Should I use a metronome every time I practice?

Not necessarily. Metronome practice is most useful when you're drilling a specific passage for accuracy. Free playing, sight-reading, and exploring a piece by ear are all valuable and don't need a click. A reasonable split for many beginners: metronome on for the first half of a session (technical drilling), off for the second half (musical playing).

My timing feels worse with the metronome than without it. Is that normal?

Yes, and it's actually informative. Without the metronome, your brain compensates for timing errors unconsciously, so the music feels smooth. The metronome removes that compensation and reveals the real timing. The discomfort is the point. Keep using it; most students find their off-metronome playing improves noticeably after two or three weeks of consistent metronome practice.

What BPM should a beginner start at?

There's no universal starting BPM because it depends on the piece, the passage, and your current skill level. A good rule of thumb: start at a tempo where you could sight-read the passage without mistakes. If you can sight-read it at 60 BPM, begin your drilling around 50 BPM and build from there.

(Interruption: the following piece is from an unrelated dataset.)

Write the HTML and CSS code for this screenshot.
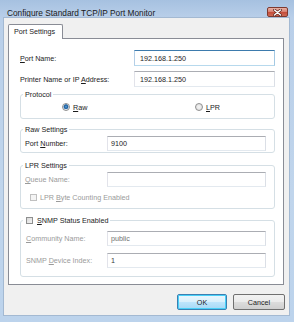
FILE: index.html
```html
<!DOCTYPE html>
<html>
<head>
<meta charset="utf-8">
<link rel="stylesheet" href="styles.css">
</head>
<body>
<div class="window">
  <div class="titlebar">
    <span class="title">Configure Standard TCP/IP Port Monitor</span>
    <span class="close">
      <svg width="9" height="7" viewBox="0 0 9 7">
        <path d="M1.5 1 L7.5 6 M7.5 1 L1.5 6" stroke="#5a2219" stroke-width="2.8" stroke-linecap="round"/>
        <path d="M1.5 1 L7.5 6 M7.5 1 L1.5 6" stroke="#ffffff" stroke-width="1.5" stroke-linecap="round"/>
      </svg>
    </span>
  </div>
  <div class="client">
    <div class="tabs"><div class="tab">Port Settings</div></div>
    <div class="panel">
      <div class="field">
        <span class="lbl lbl-top"><u>P</u>ort Name:</span>
        <span class="input input-top focus">192.168.1.250</span>
      </div>
      <div class="field field-2">
        <span class="lbl lbl-top">Printer Name or IP <u>A</u>ddress:</span>
        <span class="input input-top">192.168.1.250</span>
      </div>

      <fieldset class="group g-protocol">
        <legend class="legend">Protocol</legend>
        <div class="radios">
          <span class="opt"><span class="radio checked"></span><span><u>R</u>aw</span></span>
          <span class="opt"><span class="radio"></span><span><u>L</u>PR</span></span>
        </div>
      </fieldset>

      <fieldset class="group g-raw">
        <legend class="legend">Raw Settings</legend>
        <div class="field field-in">
          <span class="lbl lbl-in">Port <u>N</u>umber:</span>
          <span class="input input-in">9100</span>
        </div>
      </fieldset>

      <fieldset class="group g-lpr">
        <legend class="legend">LPR Settings</legend>
        <div class="field field-in">
          <span class="lbl lbl-in dis"><u>Q</u>ueue Name:</span>
          <span class="input input-in"></span>
        </div>
        <div class="check-row">
          <span class="checkbox dis-box"></span><span class="dis">LPR <u>B</u>yte Counting Enabled</span>
        </div>
      </fieldset>

      <fieldset class="group g-snmp">
        <legend class="legend legend-check"><span class="checkbox"></span><span><u>S</u>NMP Status Enabled</span></legend>
        <div class="field field-in field-comm">
          <span class="lbl lbl-in lbl-snmp dis"><u>C</u>ommunity Name:</span>
          <span class="input input-in val-dis">public</span>
        </div>
        <div class="field field-in field-dev">
          <span class="lbl lbl-in lbl-snmp dis">SNMP <u>D</u>evice Index:</span>
          <span class="input input-in val-dis2">1</span>
        </div>
      </fieldset>
    </div>
    <div class="buttons">
      <span class="btn btn-default">OK</span>
      <span class="btn btn-cancel">Cancel</span>
    </div>
  </div>
</div>
</body>
</html>
```
FILE: styles.css
```css
html, body {
  margin: 0;
  padding: 0;
}
body {
  width: 294px;
  height: 322px;
  overflow: hidden;
  font-family: "Liberation Sans", Arial, sans-serif;
  font-size: 7.2px;
  color: #1c1c1c;
}
u {
  text-decoration: underline;
  text-underline-offset: 1px;
}

.window {
  display: flex;
  flex-direction: column;
  height: 322px;
  background: linear-gradient(to bottom, #a6c1e0 0px, #b9cfe9 18px, #c0d5ec 60%, #bcd3ec 100%);
}

.titlebar {
  height: 18px;
  display: flex;
  justify-content: space-between;
  align-items: flex-start;
  flex: none;
}
.title {
  padding: 8px 0 0 7px;
  font-size: 8.3px;
  line-height: 10px;
  color: #1a1a1a;
}
.close {
  margin: 7px 6px 0 0;
  width: 21px;
  height: 10px;
  box-sizing: border-box;
  border: 1px solid #7e3a30;
  border-radius: 2px;
  background: linear-gradient(to bottom, #e9b2a6 0%, #d88273 45%, #c44c39 52%, #cf6a55 100%);
  display: flex;
  align-items: center;
  justify-content: center;
}
.close svg {
  display: block;
}

.client {
  flex: 1;
  margin: 0 5px 7px 4px;
  background: #f0f0f0;
  display: flex;
  flex-direction: column;
  box-shadow: 0 0 0 1px #a3b9d2;
}

.tabs {
  margin-top: 6px;
  padding-left: 4px;
  display: flex;
  position: relative;
  z-index: 1;
}
.tab {
  width: 55px;
  height: 15px;
  box-sizing: border-box;
  border: 1px solid #898c95;
  border-bottom: none;
  border-radius: 2px 2px 0 0;
  background: #fff;
  padding-left: 5px;
  line-height: 13px;
  margin-bottom: -1px;
  color: #1c1c1c;
}

.panel {
  margin: 0 5px 0 4px;
  height: 247px;
  box-sizing: border-box;
  border: 1px solid #898c95;
  background: #fff;
  padding: 11px 8px 0 11px;
  display: flex;
  flex-direction: column;
}

.field {
  display: flex;
  align-items: center;
}
.field-2 {
  margin-top: 5px;
}
.lbl-top {
  width: 114px;
  flex: none;
}
.input {
  box-sizing: border-box;
  background: #fff;
  border: 1px solid;
  border-color: #abadb3 #dbdfe6 #e3e9ef #e2e3ea;
  padding-left: 5px;
  display: flex;
  align-items: center;
  color: #1c1c1c;
}
.input-top {
  width: 141px;
  height: 16px;
}
.focus {
  border-color: #3d7bad #a4c9e3 #b7d9ed #b5cfe7;
}

.group {
  margin: 0;
  padding: 0;
  min-width: 0;
  border: 1px solid #d5dfe5;
  border-radius: 3px;
}
.legend {
  padding: 0 2px;
  margin-left: 2px;
  line-height: 9px;
  color: #1c1c1c;
}
.legend-check {
  display: flex;
  align-items: center;
  padding-left: 3px;
}
.legend-check .checkbox {
  margin-right: 4px;
}

.g-protocol {
  margin-top: 3px;
}
.radios {
  display: grid;
  grid-template-columns: 133px auto;
  padding-left: 42px;
  margin: 3px 0 6px;
  height: 10px;
  align-items: center;
}
.opt {
  display: flex;
  align-items: center;
}
.radio {
  width: 8px;
  height: 8px;
  box-sizing: border-box;
  border-radius: 50%;
  border: 1px solid #8f8f8f;
  background: radial-gradient(circle at 50% 50%, #f4f4f4 0, #dcdcdc 100%);
  margin-right: 3px;
  margin-left: -1px;
}
.radio.checked {
  background: radial-gradient(circle at 50% 45%, #5fa7e0 0, #1f5f9c 1.6px, #3c7cb8 2.2px, #e9eef4 2.8px, #d6d6d6 100%);
}

.g-raw {
  margin-top: 6px;
}
.field-in {
  margin-top: 2px;
}
.lbl-in {
  width: 86px;
  flex: none;
  box-sizing: border-box;
  padding-left: 4px;
}
.lbl-snmp {
  padding-left: 5px;
}
.input-in {
  width: 159px;
  height: 15px;
  padding-left: 3px;
}
.g-raw .field-in {
  margin-bottom: 1px;
}

.g-lpr {
  margin-top: 8px;
}
.check-row {
  display: flex;
  align-items: center;
  height: 9px;
  margin: 6px 0 6px;
  padding-left: 9px;
}
.check-row .checkbox {
  margin-right: 3px;
}
.checkbox {
  width: 7px;
  height: 7px;
  box-sizing: border-box;
  border: 1px solid #8e8f8f;
  background: linear-gradient(135deg, #d9d9d9 0%, #f4f4f4 100%);
  flex: none;
}
.dis-box {
  border-color: #c0c0c0;
  background: #f4f4f4;
}
.dis {
  color: #9a9a9a;
}
.val-dis {
  color: #707070;
}
.val-dis2 {
  color: #3a3a3a;
}

.g-snmp {
  margin-top: 7px;
  padding-bottom: 8px;
}
.field-comm {
  margin-top: 6px;
}
.field-dev {
  margin-top: 7px;
}

.buttons {
  margin-top: 9px;
  margin-right: 4px;
  display: flex;
  justify-content: flex-end;
  gap: 6px;
}
.btn {
  height: 16px;
  box-sizing: border-box;
  border: 1px solid #707070;
  border-radius: 2px;
  background: linear-gradient(to bottom, #f2f2f2 0%, #ebebeb 49%, #dddddd 50%, #cfcfcf 100%);
  display: flex;
  align-items: center;
  justify-content: center;
  color: #1c1c1c;
}
.btn-default {
  width: 50px;
  border-color: #3c7fb1;
  background: linear-gradient(to bottom, #eaf6fd 0%, #d9f0fc 49%, #bee6fd 50%, #a7d9f5 100%);
  box-shadow: inset 0 0 0 1px #48d0f8;
}
.btn-cancel {
  width: 52px;
}
```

Can I use a phone app instead of a physical metronome?

Yes. Free apps work well for piano practice. The main practical difference is distraction: your phone is also where your messages arrive. If you find yourself checking notifications during practice, a physical metronome removes that temptation. Otherwise, the click from a well-rated app is just as accurate as a pendulum metronome for beginner purposes.